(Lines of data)
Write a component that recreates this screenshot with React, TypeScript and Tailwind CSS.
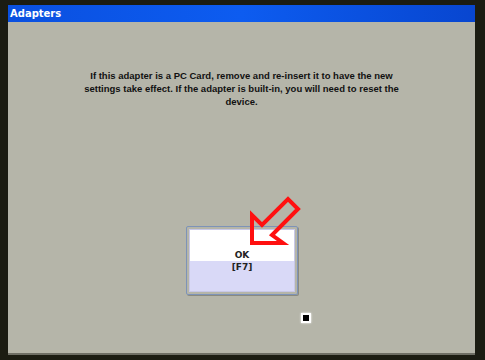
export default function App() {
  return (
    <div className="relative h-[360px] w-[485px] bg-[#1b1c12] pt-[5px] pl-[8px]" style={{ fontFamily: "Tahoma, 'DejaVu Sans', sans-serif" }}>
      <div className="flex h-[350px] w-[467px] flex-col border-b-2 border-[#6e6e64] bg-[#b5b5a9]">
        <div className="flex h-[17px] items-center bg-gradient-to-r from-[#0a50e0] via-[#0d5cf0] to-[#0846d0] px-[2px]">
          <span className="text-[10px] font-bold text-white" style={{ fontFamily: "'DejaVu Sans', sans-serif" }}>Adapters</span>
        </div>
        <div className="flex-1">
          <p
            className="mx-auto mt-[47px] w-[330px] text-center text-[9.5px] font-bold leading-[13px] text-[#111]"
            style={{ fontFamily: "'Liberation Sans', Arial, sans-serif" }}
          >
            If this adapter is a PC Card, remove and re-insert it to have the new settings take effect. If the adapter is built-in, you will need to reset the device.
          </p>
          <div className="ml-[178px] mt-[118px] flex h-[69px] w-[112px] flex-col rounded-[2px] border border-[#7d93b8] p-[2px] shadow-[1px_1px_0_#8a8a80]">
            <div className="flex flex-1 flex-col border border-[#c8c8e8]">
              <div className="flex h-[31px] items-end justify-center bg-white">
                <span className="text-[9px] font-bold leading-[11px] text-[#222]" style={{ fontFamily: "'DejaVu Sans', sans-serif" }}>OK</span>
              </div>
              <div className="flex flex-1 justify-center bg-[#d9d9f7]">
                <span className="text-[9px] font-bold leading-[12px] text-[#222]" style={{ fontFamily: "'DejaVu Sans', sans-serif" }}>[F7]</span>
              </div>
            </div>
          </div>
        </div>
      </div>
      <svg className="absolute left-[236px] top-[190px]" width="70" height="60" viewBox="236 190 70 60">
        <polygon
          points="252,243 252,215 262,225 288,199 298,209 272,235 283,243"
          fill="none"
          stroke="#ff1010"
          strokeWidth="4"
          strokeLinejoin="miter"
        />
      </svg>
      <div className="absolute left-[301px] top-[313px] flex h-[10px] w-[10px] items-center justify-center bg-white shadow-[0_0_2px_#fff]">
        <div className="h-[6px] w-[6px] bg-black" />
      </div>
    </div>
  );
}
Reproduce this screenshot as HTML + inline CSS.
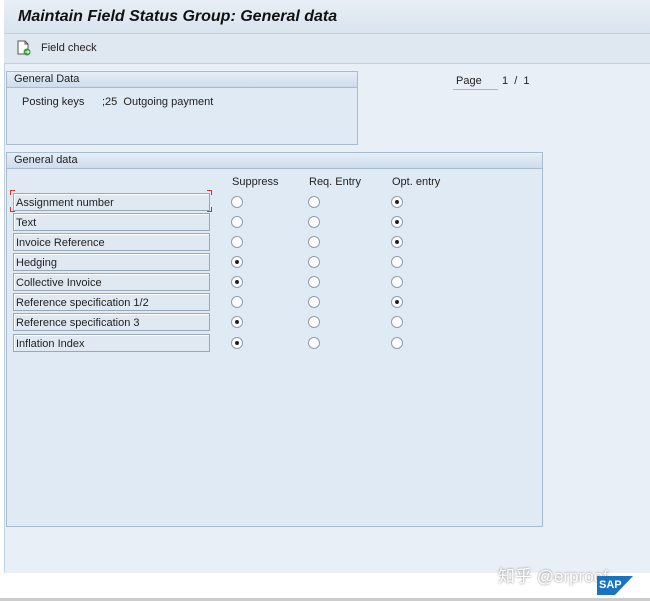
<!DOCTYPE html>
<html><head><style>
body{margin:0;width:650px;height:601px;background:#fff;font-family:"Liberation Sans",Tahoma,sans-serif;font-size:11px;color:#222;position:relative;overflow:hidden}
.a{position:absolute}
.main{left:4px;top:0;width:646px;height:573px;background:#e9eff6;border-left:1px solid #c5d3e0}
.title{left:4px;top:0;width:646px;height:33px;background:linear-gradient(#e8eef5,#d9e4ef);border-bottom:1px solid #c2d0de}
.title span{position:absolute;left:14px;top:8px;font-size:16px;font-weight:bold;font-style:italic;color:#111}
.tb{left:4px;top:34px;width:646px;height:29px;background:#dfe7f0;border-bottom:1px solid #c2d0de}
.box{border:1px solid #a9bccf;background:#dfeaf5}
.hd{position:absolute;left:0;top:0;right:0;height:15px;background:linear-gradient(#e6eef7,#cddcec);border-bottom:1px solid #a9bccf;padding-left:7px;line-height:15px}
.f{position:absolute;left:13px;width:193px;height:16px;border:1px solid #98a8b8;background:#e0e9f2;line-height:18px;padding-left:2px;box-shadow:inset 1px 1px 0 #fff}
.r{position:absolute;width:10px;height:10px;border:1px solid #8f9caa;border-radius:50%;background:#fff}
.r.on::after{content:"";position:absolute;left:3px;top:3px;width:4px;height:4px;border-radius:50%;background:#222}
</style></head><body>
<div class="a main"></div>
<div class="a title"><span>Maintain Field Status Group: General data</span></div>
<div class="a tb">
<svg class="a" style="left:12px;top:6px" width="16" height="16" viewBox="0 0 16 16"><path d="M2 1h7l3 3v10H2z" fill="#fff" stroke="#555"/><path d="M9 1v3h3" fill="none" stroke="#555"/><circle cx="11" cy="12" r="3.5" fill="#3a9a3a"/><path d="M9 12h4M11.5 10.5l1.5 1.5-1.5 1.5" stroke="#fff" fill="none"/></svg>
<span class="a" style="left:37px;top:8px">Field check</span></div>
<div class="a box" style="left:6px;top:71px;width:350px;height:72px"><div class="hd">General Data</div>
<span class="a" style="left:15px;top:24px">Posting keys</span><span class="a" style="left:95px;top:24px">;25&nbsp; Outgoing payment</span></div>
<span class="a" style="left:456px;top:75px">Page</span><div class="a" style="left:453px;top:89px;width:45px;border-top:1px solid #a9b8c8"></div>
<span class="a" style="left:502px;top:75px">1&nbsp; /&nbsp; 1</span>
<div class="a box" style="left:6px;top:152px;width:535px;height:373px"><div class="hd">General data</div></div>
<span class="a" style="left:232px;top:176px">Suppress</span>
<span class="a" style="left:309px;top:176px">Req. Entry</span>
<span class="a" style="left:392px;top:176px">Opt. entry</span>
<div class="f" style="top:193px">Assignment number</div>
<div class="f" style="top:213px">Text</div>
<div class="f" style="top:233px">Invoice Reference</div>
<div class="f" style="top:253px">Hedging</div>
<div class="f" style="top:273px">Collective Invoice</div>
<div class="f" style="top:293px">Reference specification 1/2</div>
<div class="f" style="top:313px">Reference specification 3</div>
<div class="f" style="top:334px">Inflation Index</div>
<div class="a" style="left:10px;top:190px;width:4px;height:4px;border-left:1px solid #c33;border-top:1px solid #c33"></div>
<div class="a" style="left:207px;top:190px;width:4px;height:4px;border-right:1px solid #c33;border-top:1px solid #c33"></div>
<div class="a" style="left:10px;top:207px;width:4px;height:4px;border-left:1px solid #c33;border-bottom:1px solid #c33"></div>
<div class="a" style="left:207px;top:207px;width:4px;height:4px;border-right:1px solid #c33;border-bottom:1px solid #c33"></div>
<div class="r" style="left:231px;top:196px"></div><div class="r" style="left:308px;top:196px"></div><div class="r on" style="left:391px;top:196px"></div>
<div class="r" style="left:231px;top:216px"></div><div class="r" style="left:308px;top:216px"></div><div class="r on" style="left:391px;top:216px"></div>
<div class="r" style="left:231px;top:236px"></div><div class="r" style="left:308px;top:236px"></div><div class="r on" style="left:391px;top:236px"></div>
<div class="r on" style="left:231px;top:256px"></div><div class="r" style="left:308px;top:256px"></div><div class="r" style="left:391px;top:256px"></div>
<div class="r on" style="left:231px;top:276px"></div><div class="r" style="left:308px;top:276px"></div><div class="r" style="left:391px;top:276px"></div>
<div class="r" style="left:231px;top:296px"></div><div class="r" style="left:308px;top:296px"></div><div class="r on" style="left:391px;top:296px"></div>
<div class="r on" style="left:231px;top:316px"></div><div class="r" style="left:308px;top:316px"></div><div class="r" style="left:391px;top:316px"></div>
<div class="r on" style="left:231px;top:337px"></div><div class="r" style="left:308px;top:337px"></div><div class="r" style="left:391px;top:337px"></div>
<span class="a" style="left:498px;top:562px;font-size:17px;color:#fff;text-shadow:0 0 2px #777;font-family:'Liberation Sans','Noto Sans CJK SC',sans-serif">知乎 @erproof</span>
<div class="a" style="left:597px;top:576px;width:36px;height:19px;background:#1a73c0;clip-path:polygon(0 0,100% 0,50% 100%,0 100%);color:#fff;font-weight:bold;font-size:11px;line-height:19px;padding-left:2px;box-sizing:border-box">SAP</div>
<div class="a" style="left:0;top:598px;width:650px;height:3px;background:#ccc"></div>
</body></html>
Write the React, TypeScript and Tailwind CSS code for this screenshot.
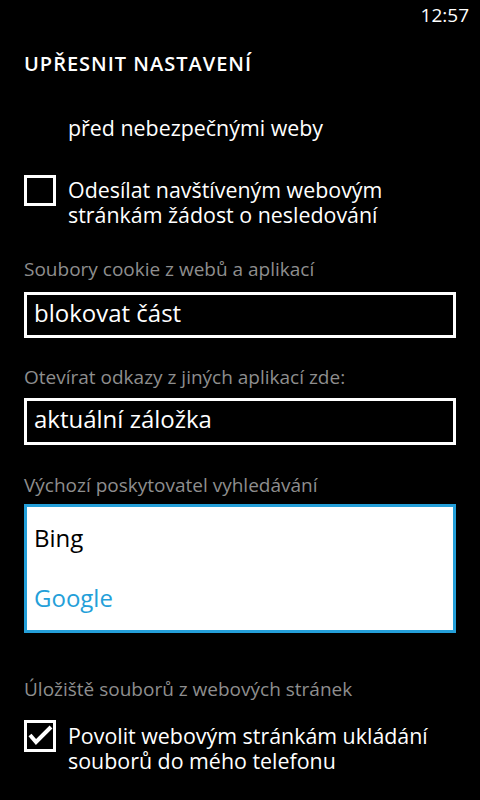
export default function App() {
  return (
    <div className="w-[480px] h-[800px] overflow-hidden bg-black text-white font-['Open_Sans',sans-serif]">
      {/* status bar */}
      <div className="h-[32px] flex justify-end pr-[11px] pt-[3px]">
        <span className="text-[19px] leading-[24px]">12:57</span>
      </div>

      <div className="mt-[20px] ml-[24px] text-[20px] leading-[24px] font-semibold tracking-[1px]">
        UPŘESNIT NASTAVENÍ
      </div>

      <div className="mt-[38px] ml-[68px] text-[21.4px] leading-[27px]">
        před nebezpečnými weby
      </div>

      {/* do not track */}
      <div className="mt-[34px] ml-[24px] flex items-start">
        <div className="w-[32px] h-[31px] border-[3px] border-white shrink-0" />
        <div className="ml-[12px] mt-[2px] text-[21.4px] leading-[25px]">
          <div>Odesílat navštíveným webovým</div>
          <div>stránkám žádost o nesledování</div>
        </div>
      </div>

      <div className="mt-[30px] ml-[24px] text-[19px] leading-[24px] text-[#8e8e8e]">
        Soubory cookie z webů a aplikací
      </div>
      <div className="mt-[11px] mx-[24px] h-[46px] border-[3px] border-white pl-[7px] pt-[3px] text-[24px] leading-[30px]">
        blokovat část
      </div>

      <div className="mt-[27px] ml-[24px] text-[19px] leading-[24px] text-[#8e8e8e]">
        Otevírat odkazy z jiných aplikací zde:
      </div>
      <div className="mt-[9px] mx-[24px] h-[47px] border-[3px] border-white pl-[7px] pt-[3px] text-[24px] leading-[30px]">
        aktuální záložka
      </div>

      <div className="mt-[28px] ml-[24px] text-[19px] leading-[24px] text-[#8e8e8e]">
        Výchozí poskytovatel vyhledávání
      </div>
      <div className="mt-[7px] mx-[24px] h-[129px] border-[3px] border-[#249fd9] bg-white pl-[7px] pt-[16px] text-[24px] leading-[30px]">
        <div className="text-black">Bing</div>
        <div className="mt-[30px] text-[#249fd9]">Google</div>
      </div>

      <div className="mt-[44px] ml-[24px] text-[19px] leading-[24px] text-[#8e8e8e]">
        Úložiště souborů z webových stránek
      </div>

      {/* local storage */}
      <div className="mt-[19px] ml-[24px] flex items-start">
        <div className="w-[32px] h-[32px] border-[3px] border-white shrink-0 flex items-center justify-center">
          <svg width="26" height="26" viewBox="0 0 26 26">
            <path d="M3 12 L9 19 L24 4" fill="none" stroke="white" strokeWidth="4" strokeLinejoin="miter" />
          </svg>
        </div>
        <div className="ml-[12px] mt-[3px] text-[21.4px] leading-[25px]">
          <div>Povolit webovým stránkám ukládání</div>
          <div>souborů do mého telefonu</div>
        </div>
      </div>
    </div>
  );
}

**What the exercise asks**: Identify lines with the string "this". Copy each one.

**Answer**:
Write a component that recreates this screenshot with React, TypeScript and Tailwind CSS.
            If this adapter is a PC Card, remove and re-insert it to have the new settings take effect. If the adapter is built-in, you will need to reset the device.
Reproduce this screenshot as HTML + inline CSS.
Write the React, TypeScript and Tailwind CSS code for this screenshot.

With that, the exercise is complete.